* TASK INSTRUCTIONS:
Reproduce all the material exactly, minus any pictures it holds.

* DATA EXTRACT:
╔══

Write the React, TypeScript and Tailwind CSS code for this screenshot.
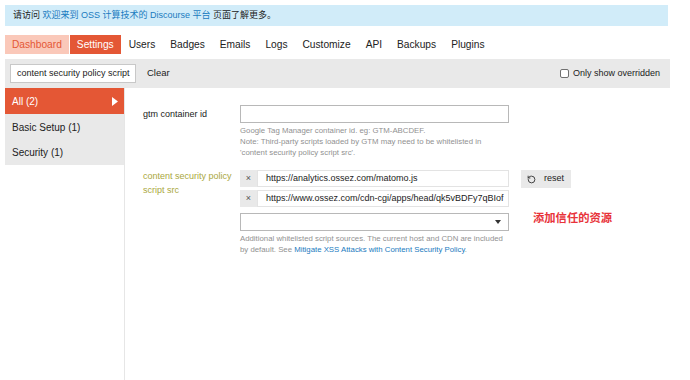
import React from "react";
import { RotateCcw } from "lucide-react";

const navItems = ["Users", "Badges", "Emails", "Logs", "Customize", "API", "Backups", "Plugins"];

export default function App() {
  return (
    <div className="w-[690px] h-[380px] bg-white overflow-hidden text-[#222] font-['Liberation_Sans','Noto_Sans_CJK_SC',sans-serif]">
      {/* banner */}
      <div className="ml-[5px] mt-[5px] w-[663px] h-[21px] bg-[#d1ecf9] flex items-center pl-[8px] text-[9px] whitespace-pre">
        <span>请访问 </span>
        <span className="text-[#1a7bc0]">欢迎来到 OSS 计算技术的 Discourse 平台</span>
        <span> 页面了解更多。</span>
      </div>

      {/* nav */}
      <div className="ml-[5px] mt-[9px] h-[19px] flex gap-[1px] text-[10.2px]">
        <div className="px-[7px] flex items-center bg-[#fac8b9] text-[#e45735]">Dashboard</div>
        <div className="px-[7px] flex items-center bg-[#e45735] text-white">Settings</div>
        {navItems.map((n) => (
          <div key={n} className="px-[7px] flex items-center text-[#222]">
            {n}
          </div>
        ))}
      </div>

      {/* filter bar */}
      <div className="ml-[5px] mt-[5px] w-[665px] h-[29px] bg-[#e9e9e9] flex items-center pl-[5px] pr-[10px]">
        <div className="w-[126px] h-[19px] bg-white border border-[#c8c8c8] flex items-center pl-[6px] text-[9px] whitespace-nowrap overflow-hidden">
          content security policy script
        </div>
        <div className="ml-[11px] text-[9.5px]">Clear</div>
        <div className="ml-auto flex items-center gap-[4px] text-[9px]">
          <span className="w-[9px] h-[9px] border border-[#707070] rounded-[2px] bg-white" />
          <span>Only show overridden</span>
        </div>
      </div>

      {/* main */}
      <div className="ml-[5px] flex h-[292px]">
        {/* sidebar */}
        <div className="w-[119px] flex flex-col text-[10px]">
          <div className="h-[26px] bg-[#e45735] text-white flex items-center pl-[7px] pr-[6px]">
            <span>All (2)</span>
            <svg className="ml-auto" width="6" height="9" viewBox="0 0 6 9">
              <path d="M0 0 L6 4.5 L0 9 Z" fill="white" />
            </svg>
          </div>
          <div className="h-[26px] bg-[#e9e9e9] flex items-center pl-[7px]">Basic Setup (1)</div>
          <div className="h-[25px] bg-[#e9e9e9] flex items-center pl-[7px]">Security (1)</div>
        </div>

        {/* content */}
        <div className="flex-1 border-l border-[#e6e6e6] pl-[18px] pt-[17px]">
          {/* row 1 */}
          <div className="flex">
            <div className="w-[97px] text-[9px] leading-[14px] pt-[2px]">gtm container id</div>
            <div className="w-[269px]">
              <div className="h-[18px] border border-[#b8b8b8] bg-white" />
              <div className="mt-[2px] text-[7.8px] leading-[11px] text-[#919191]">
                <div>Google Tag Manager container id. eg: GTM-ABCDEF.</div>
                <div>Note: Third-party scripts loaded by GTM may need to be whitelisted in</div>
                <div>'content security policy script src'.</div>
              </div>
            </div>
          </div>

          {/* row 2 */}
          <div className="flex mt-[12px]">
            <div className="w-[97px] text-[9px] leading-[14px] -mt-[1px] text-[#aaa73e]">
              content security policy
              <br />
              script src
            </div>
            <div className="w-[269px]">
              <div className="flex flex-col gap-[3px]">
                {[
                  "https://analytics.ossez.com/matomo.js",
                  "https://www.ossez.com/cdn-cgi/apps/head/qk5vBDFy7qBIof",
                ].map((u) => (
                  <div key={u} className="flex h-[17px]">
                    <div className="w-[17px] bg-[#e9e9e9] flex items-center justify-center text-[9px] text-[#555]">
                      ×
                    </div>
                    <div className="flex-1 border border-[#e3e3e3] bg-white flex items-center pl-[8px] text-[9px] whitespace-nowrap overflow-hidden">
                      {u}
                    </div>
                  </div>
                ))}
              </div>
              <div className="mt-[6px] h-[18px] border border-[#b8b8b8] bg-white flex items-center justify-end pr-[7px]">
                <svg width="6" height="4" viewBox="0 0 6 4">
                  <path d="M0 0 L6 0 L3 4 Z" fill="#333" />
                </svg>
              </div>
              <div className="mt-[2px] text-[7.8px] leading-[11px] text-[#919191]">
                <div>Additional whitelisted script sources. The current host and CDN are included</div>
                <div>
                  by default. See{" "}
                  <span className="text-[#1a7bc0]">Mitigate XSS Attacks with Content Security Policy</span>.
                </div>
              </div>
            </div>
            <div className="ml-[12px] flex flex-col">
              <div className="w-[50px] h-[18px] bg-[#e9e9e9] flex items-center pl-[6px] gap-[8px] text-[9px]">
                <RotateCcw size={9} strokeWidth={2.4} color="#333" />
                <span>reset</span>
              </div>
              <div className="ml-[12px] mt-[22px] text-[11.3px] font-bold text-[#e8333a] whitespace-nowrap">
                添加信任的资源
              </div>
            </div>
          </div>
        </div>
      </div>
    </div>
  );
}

╚══

* COMPLETE RESPONSE:
Write the React, TypeScript and Tailwind CSS code for this screenshot.
import React from "react";
import { RotateCcw } from "lucide-react";

const navItems = ["Users", "Badges", "Emails", "Logs", "Customize", "API", "Backups", "Plugins"];

export default function App() {
  return (
    <div className="w-[690px] h-[380px] bg-white overflow-hidden text-[#222] font-['Liberation_Sans','Noto_Sans_CJK_SC',sans-serif]">
      {/* banner */}
      <div className="ml-[5px] mt-[5px] w-[663px] h-[21px] bg-[#d1ecf9] flex items-center pl-[8px] text-[9px] whitespace-pre">
        <span>请访问 </span>
        <span className="text-[#1a7bc0]">欢迎来到 OSS 计算技术的 Discourse 平台</span>
        <span> 页面了解更多。</span>
      </div>

      {/* nav */}
      <div className="ml-[5px] mt-[9px] h-[19px] flex gap-[1px] text-[10.2px]">
        <div className="px-[7px] flex items-center bg-[#fac8b9] text-[#e45735]">Dashboard</div>
        <div className="px-[7px] flex items-center bg-[#e45735] text-white">Settings</div>
        {navItems.map((n) => (
          <div key={n} className="px-[7px] flex items-center text-[#222]">
            {n}
          </div>
        ))}
      </div>

      {/* filter bar */}
      <div className="ml-[5px] mt-[5px] w-[665px] h-[29px] bg-[#e9e9e9] flex items-center pl-[5px] pr-[10px]">
        <div className="w-[126px] h-[19px] bg-white border border-[#c8c8c8] flex items-center pl-[6px] text-[9px] whitespace-nowrap overflow-hidden">
          content security policy script
        </div>
        <div className="ml-[11px] text-[9.5px]">Clear</div>
        <div className="ml-auto flex items-center gap-[4px] text-[9px]">
          <span className="w-[9px] h-[9px] border border-[#707070] rounded-[2px] bg-white" />
          <span>Only show overridden</span>
        </div>
      </div>

      {/* main */}
      <div className="ml-[5px] flex h-[292px]">
        {/* sidebar */}
        <div className="w-[119px] flex flex-col text-[10px]">
          <div className="h-[26px] bg-[#e45735] text-white flex items-center pl-[7px] pr-[6px]">
            <span>All (2)</span>
            <svg className="ml-auto" width="6" height="9" viewBox="0 0 6 9">
              <path d="M0 0 L6 4.5 L0 9 Z" fill="white" />
            </svg>
          </div>
          <div className="h-[26px] bg-[#e9e9e9] flex items-center pl-[7px]">Basic Setup (1)</div>
          <div className="h-[25px] bg-[#e9e9e9] flex items-center pl-[7px]">Security (1)</div>
        </div>

        {/* content */}
        <div className="flex-1 border-l border-[#e6e6e6] pl-[18px] pt-[17px]">
          {/* row 1 */}
          <div className="flex">
            <div className="w-[97px] text-[9px] leading-[14px] pt-[2px]">gtm container id</div>
            <div className="w-[269px]">
              <div className="h-[18px] border border-[#b8b8b8] bg-white" />
              <div className="mt-[2px] text-[7.8px] leading-[11px] text-[#919191]">
                <div>Google Tag Manager container id. eg: GTM-ABCDEF.</div>
                <div>Note: Third-party scripts loaded by GTM may need to be whitelisted in</div>
                <div>'content security policy script src'.</div>
              </div>
            </div>
          </div>

          {/* row 2 */}
          <div className="flex mt-[12px]">
            <div className="w-[97px] text-[9px] leading-[14px] -mt-[1px] text-[#aaa73e]">
              content security policy
              <br />
              script src
            </div>
            <div className="w-[269px]">
              <div className="flex flex-col gap-[3px]">
                {[
                  "https://analytics.ossez.com/matomo.js",
                  "https://www.ossez.com/cdn-cgi/apps/head/qk5vBDFy7qBIof",
                ].map((u) => (
                  <div key={u} className="flex h-[17px]">
                    <div className="w-[17px] bg-[#e9e9e9] flex items-center justify-center text-[9px] text-[#555]">
                      ×
                    </div>
                    <div className="flex-1 border border-[#e3e3e3] bg-white flex items-center pl-[8px] text-[9px] whitespace-nowrap overflow-hidden">
                      {u}
                    </div>
                  </div>
                ))}
              </div>
              <div className="mt-[6px] h-[18px] border border-[#b8b8b8] bg-white flex items-center justify-end pr-[7px]">
                <svg width="6" height="4" viewBox="0 0 6 4">
                  <path d="M0 0 L6 0 L3 4 Z" fill="#333" />
                </svg>
              </div>
              <div className="mt-[2px] text-[7.8px] leading-[11px] text-[#919191]">
                <div>Additional whitelisted script sources. The current host and CDN are included</div>
                <div>
                  by default. See{" "}
                  <span className="text-[#1a7bc0]">Mitigate XSS Attacks with Content Security Policy</span>.
                </div>
              </div>
            </div>
            <div className="ml-[12px] flex flex-col">
              <div className="w-[50px] h-[18px] bg-[#e9e9e9] flex items-center pl-[6px] gap-[8px] text-[9px]">
                <RotateCcw size={9} strokeWidth={2.4} color="#333" />
                <span>reset</span>
              </div>
              <div className="ml-[12px] mt-[22px] text-[11.3px] font-bold text-[#e8333a] whitespace-nowrap">
                添加信任的资源
              </div>
            </div>
          </div>
        </div>
      </div>
    </div>
  );
}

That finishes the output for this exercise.